**Lines of data**

* Start *

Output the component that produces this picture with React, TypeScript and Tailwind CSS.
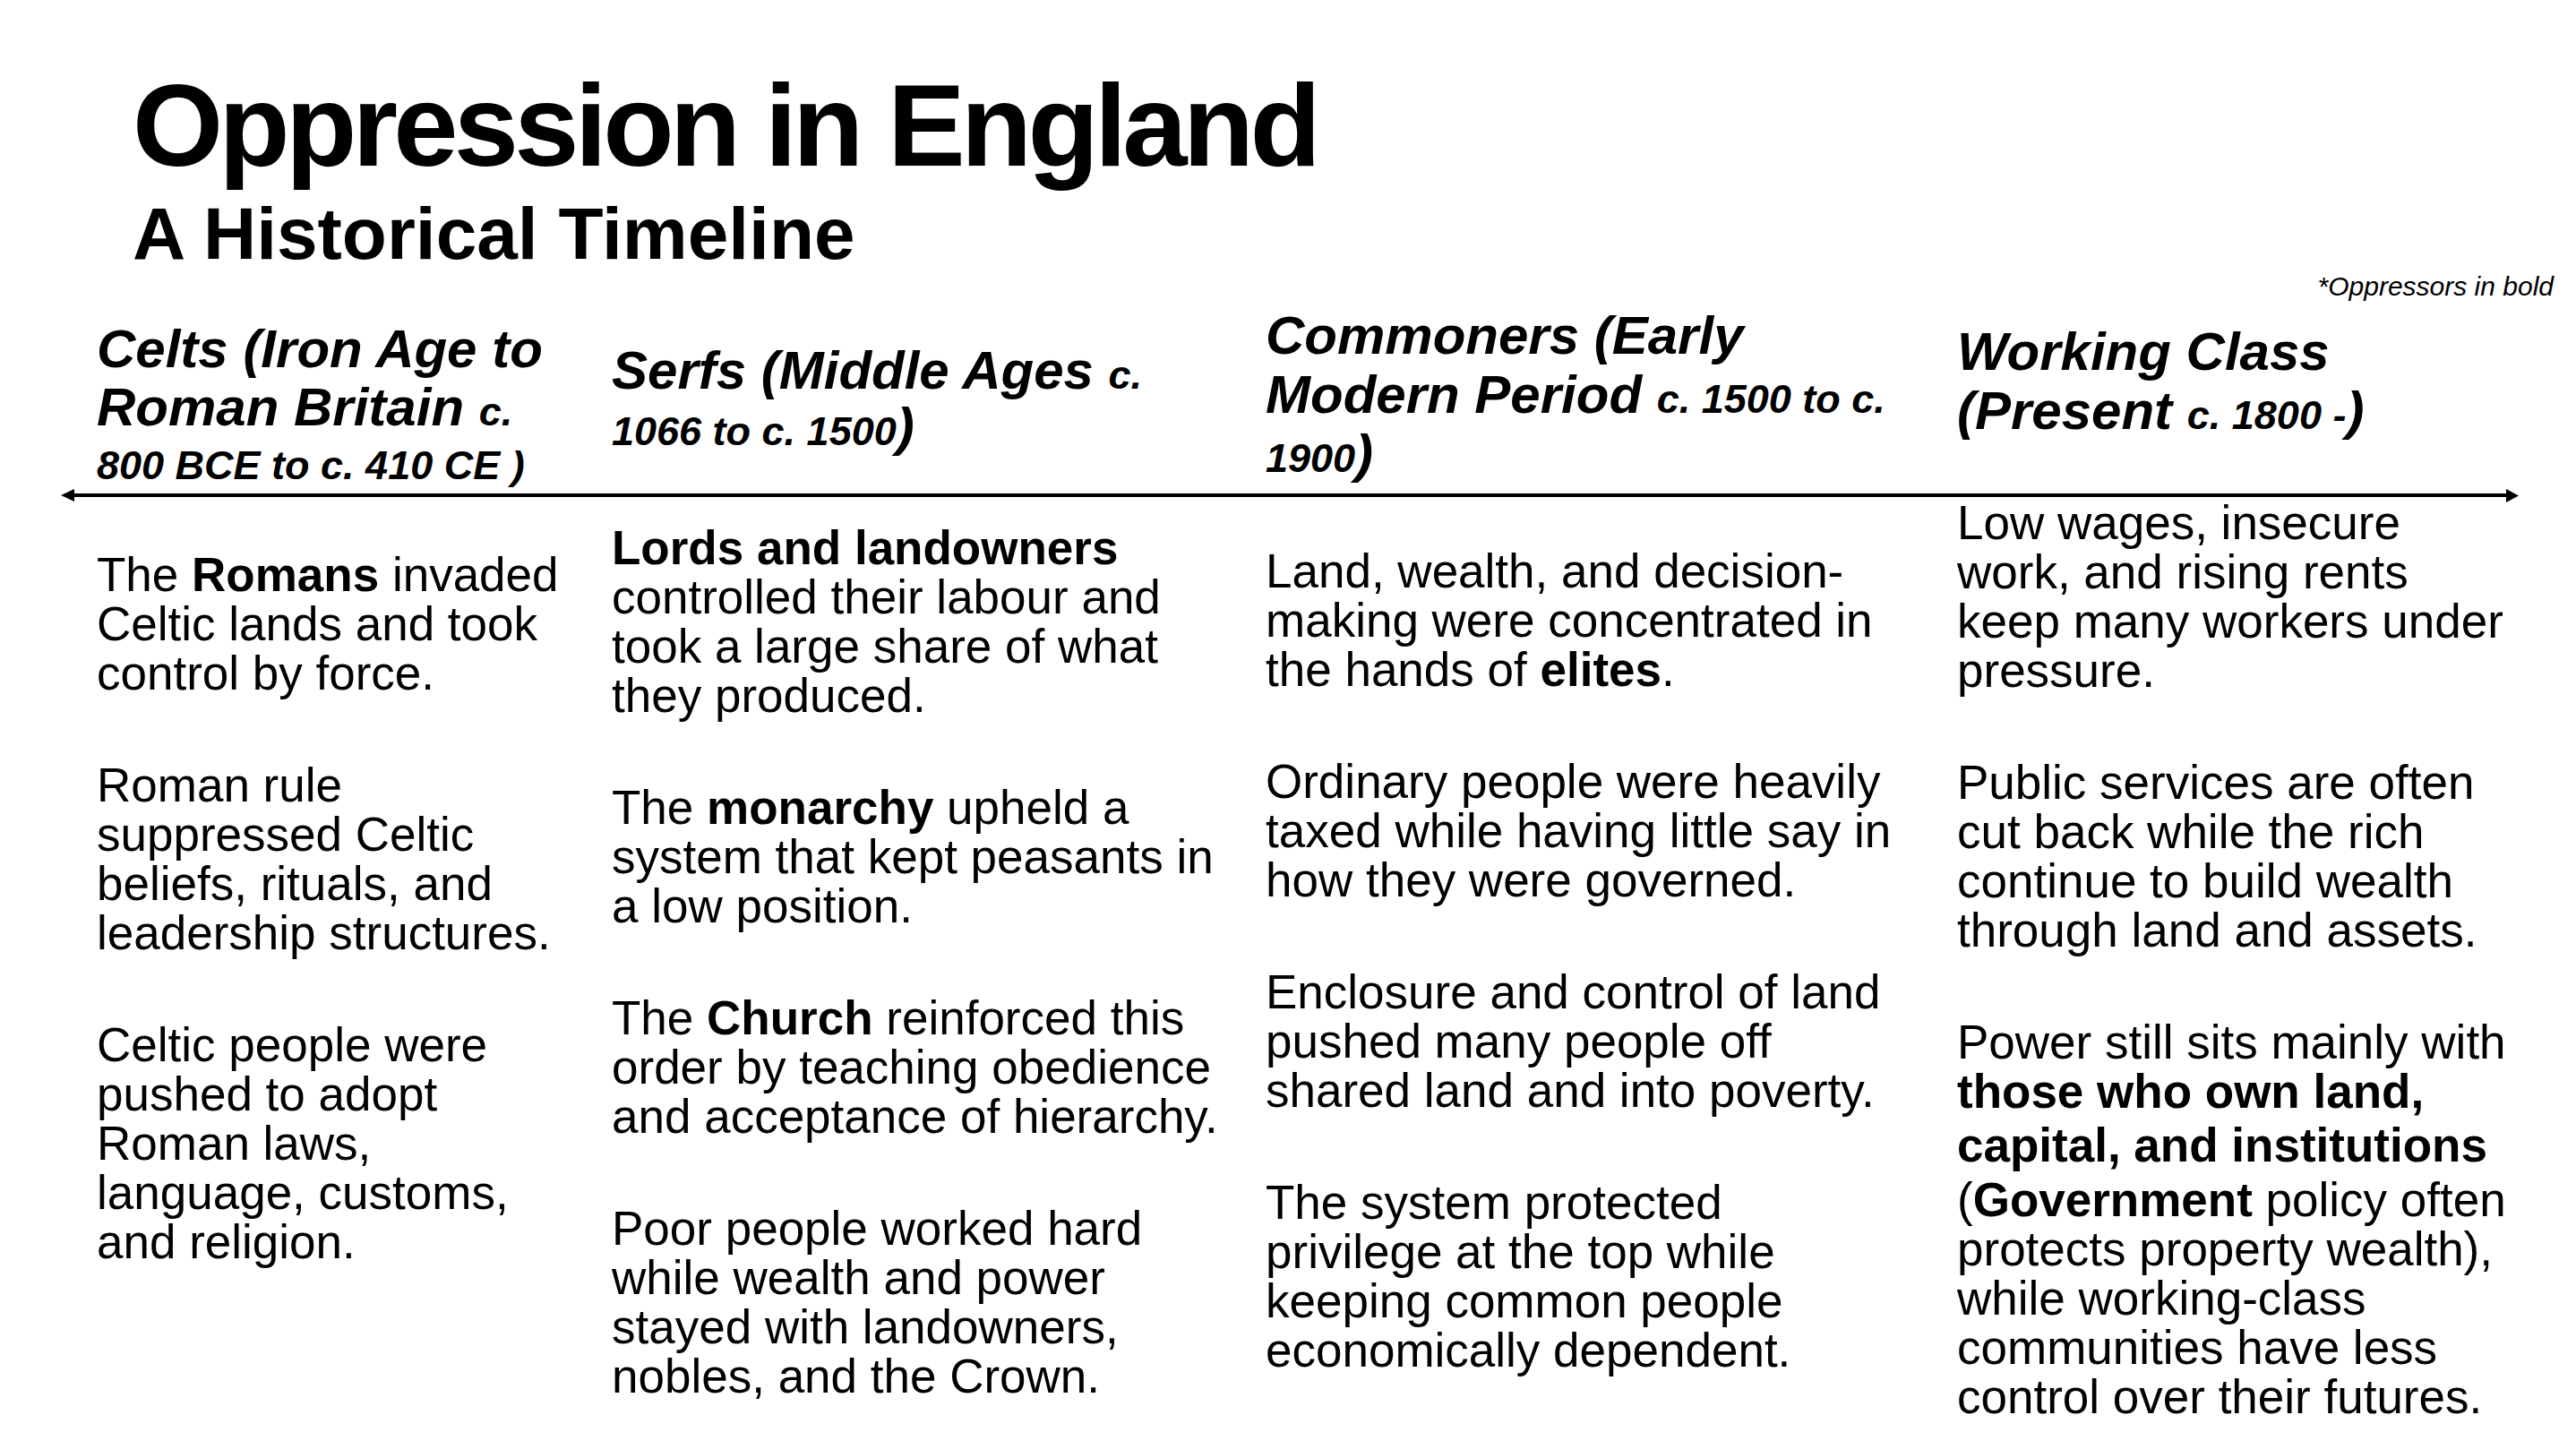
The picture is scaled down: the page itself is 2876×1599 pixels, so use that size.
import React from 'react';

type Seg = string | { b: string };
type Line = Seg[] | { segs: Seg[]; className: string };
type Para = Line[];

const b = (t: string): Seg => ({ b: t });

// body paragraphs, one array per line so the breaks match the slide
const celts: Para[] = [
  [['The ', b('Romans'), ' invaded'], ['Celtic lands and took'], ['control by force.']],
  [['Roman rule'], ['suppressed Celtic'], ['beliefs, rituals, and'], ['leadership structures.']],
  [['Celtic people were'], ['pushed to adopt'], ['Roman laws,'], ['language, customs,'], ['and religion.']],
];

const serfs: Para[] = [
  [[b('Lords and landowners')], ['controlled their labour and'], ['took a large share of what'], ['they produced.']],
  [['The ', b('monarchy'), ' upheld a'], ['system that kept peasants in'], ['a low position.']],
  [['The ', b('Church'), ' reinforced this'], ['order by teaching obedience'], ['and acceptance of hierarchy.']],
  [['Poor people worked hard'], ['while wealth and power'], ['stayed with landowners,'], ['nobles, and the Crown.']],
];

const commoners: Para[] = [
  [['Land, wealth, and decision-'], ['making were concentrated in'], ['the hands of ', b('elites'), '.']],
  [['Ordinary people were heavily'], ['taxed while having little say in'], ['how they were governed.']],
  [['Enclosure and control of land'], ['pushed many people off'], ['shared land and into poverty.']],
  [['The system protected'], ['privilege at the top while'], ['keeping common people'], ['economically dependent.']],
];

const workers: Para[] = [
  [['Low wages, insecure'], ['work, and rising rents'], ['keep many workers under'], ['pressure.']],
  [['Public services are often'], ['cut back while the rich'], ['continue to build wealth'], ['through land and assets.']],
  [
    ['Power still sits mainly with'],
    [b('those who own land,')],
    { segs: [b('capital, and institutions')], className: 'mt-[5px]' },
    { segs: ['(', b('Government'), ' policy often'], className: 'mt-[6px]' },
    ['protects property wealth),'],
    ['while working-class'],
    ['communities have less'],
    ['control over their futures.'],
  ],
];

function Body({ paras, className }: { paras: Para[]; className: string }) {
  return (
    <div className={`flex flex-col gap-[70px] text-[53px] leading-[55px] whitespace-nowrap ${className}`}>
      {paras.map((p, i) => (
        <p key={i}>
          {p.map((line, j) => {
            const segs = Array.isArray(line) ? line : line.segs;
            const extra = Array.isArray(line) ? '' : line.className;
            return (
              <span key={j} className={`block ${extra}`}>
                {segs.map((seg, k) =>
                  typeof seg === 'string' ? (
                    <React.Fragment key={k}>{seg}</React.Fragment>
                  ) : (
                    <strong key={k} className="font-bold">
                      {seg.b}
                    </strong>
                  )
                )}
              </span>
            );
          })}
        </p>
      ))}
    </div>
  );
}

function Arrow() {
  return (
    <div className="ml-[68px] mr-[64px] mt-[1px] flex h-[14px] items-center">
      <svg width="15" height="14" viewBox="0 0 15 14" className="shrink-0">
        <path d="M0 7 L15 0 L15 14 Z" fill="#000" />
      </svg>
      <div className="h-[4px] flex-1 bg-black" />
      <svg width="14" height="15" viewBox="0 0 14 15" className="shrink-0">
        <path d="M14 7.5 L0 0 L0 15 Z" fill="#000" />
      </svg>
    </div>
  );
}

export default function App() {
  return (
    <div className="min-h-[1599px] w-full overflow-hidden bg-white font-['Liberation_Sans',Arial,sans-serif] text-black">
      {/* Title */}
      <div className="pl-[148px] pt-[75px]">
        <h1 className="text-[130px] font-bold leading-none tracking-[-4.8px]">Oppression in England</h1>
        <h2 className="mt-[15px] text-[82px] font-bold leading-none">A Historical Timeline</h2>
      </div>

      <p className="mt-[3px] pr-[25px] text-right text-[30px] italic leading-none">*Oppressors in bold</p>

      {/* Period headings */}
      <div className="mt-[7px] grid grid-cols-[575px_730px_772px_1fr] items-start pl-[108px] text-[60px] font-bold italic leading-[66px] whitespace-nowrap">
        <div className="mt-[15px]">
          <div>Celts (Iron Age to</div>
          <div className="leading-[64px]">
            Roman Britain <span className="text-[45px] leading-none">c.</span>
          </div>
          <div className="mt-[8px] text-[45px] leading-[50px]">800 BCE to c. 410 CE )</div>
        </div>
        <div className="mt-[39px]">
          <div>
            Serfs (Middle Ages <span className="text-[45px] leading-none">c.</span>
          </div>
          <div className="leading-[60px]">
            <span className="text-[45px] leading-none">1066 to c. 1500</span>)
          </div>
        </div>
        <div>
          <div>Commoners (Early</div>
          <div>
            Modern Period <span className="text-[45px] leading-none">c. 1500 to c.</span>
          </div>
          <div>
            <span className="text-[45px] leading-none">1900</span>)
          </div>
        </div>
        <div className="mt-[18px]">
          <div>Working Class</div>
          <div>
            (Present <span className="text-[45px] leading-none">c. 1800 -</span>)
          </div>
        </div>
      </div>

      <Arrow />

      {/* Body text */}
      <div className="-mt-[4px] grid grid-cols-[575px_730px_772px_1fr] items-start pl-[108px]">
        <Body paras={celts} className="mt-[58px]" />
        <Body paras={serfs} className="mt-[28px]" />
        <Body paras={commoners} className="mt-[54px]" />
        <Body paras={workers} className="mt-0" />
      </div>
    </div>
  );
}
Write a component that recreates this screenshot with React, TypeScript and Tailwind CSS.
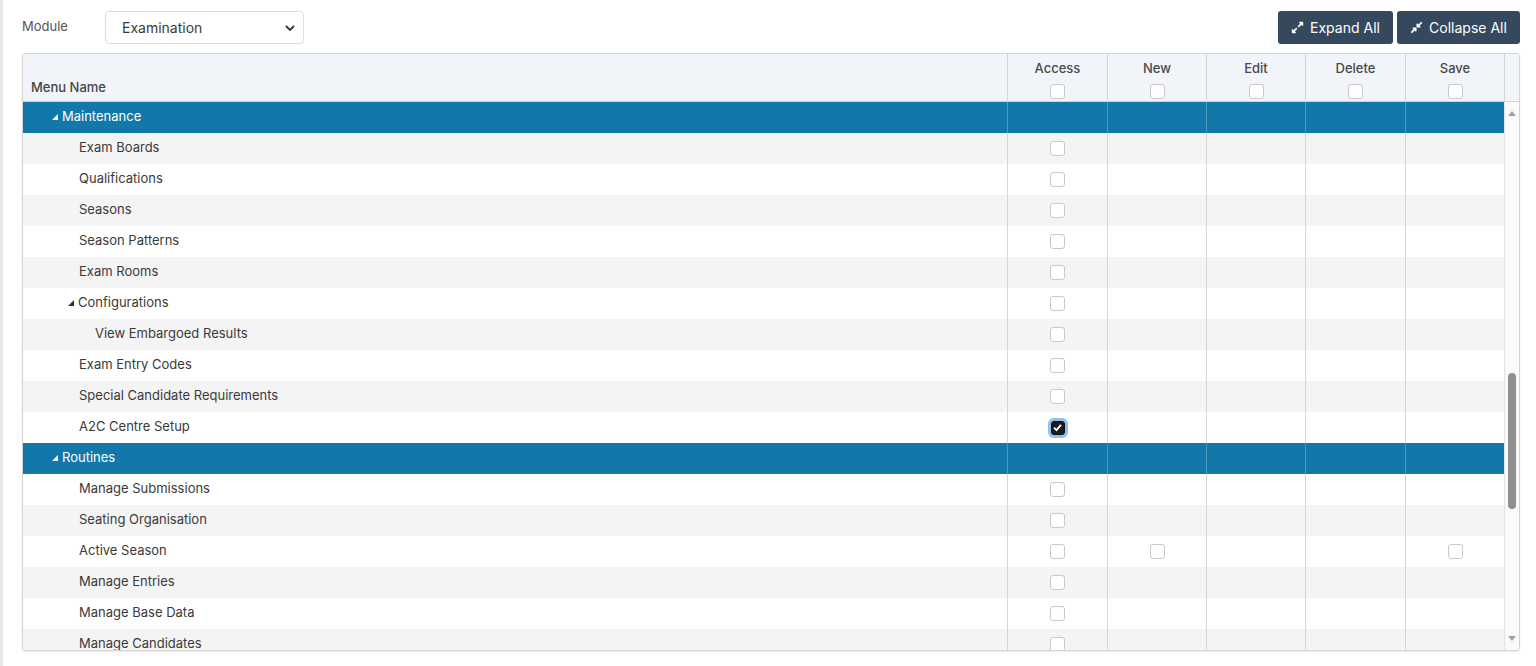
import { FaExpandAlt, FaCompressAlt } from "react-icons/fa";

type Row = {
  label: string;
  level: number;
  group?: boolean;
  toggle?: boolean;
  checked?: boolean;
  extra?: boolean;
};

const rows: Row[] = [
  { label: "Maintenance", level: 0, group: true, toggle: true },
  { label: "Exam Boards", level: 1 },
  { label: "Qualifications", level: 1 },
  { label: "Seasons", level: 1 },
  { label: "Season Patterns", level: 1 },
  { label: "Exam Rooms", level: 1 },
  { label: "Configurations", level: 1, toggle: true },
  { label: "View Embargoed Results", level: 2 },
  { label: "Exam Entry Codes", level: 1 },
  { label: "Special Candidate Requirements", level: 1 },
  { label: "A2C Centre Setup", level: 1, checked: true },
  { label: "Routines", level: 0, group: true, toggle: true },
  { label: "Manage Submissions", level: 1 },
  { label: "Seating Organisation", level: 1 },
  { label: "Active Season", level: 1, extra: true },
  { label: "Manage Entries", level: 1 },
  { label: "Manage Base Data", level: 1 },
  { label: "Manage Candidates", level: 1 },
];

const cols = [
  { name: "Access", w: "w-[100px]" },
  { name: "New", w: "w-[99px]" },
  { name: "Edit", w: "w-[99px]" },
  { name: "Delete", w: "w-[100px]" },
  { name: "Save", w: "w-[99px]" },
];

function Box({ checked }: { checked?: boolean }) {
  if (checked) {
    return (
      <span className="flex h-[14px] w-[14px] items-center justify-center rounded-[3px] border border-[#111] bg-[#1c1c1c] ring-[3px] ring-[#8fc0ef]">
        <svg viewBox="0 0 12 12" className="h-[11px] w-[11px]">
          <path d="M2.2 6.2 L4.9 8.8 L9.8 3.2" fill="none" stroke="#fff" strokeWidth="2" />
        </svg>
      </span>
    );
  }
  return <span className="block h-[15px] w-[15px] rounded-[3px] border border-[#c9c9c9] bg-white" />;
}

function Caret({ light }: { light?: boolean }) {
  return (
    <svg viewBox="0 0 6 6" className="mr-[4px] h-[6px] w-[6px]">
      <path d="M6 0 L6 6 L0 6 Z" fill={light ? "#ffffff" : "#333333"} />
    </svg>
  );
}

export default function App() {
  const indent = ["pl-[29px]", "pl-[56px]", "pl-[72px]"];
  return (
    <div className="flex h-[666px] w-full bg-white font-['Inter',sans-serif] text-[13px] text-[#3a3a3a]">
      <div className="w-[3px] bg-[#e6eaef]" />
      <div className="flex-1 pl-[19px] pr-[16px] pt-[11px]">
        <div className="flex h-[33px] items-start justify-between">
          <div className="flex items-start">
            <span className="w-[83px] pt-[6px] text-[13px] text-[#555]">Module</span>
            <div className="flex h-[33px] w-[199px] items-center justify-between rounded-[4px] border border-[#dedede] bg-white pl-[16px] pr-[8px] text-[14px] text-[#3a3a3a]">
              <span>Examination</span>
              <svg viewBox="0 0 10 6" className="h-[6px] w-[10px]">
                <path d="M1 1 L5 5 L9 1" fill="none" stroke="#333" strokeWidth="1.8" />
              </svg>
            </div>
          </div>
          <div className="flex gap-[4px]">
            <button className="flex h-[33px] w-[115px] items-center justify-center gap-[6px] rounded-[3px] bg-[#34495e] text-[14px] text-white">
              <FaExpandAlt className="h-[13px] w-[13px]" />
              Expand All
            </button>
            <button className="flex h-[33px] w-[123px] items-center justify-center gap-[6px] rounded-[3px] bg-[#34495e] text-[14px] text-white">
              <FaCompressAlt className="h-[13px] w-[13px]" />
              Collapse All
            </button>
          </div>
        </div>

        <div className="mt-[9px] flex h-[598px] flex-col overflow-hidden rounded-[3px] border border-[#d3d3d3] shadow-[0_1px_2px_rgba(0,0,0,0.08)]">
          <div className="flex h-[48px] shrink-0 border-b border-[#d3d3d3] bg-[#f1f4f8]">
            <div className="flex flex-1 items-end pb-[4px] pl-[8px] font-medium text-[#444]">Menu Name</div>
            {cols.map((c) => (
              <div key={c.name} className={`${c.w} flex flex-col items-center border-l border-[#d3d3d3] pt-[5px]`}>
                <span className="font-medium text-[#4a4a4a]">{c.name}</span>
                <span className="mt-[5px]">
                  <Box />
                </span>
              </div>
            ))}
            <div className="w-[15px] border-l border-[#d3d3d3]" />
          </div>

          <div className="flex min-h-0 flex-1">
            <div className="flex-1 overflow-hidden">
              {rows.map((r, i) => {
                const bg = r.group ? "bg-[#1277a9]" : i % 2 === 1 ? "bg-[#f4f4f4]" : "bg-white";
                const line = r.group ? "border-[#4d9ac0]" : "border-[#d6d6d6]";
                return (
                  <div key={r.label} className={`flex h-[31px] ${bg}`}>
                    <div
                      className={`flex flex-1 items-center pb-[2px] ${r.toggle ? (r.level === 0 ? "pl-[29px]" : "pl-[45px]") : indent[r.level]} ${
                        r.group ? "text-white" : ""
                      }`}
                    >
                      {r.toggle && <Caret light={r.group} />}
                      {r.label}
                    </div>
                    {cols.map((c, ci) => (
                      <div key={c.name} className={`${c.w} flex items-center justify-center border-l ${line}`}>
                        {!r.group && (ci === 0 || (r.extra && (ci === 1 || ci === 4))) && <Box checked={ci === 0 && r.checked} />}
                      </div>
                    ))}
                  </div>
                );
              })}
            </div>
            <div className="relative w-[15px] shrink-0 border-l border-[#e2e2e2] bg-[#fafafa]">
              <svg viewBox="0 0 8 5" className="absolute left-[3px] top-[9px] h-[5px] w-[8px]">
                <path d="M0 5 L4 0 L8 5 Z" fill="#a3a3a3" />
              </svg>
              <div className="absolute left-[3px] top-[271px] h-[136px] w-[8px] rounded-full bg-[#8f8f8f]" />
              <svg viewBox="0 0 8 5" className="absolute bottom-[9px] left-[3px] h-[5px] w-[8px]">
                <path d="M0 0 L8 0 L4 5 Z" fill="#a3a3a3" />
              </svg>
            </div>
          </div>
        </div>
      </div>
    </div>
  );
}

* End *

**What you need to do**
Using the entries shown above, reproduce verbatim the lines from the line bearing "The picture is" to the line bearing "const b = (t: string): Seg", inclusive.

**Written solution**
The picture is scaled down: the page itself is 2876×1599 pixels, so use that size.
import React from 'react';

type Seg = string | { b: string };
type Line = Seg[] | { segs: Seg[]; className: string };
type Para = Line[];

const b = (t: string): Seg => ({ b: t });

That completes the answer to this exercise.